Folha de S. Paulo


EDITORIAL

Tensões adiadas

Depois da turbulência do terceiro trimestre, os mercados mundiais entraram em fase mais calma nas últimas semanas. Foi recebida com inusual serenidade até a indicação do Fed (o banco central dos EUA) de que pretende subir a taxa de juros ainda neste ano, caso a economia não dê sinais de fraqueza.

Em condições normais, tal perspectiva provocaria valorização do dólar e alta nos juros mundiais.

A estabilidade, talvez efêmera, parece derivar da constatação de que dois grandes riscos por trás das oscilações recentes –arrocho forte nos juros americanos e desaceleração descontrolada da China e dos emergentes– afiguram-se menos prementes no curto prazo.

Quanto aos EUA, apesar do ritmo de crescimento saudável (cerca de 2% ao ano) e desemprego já próximo do normal, há dúvidas sobre a capacidade da economia para operar com juros mais altos.

Um dos motivos está na mera possibilidade de aperto monetário –no radar dos investidores desde o ano passado–, que levou o dólar às alturas. Tem-se aí um fator contra o crescimento, pois a moeda valorizada encarece as exportações e barateia as importações americanas, reduzindo a produção local.

Também a inflação recomenda a manutenção de dinheiro barato na praça por mais tempo. O índice atual, de 1,3% ao ano, está bem abaixo do objetivo (2% ao ano).

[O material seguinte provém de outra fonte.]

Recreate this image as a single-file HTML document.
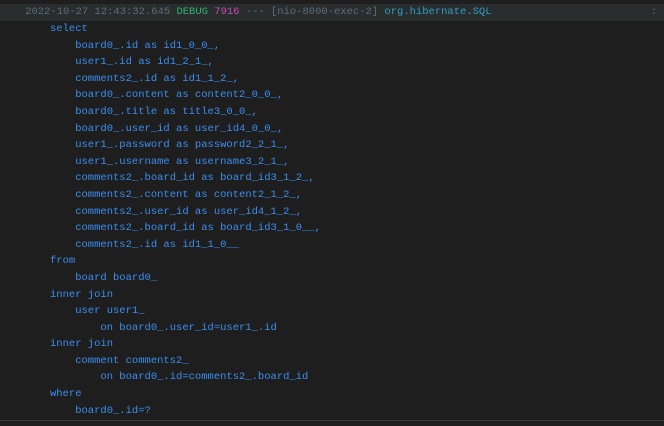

Há, por fim, o contexto global. Apesar da aparente solidez nos EUA, problemas em outras regiões representam ameaça que tem sido considerada nas decisões do Fed.

A Europa apenas inicia a retomada, após anos lidando com a crise do euro. O desemprego é elevado e não há indícios de inflação.

No caso da China, parece ter sido contida a instabilidade ocasionada pela mudança súbita na política cambial em agosto, que levou a uma desvalorização do yuan e acentuou a fuga de capitais. A perda de reservas chegou a US$ 100 bilhões, mas caiu para US$ 40 bilhões setembro, e todas as perdas da moeda foram revertidas.

Além disso, os primeiros resultados de novas medidas de estímulo indicam que o PIB deve se manter acima de 6,5% no quarto trimestre. Isso ajuda a conter abalos em outros emergentes, Brasil incluído.

Tudo somado, as condições americanas e globais sugerem que o aumento dos juros nos EUA, quando vier, será lento e talvez insuficiente para suscitar grande agitação.

Há, portanto, uma janela de calmaria aberta, mas não se sabe por quanto tempo –nem se o Brasil terá condições mínimas de aproveitá-la.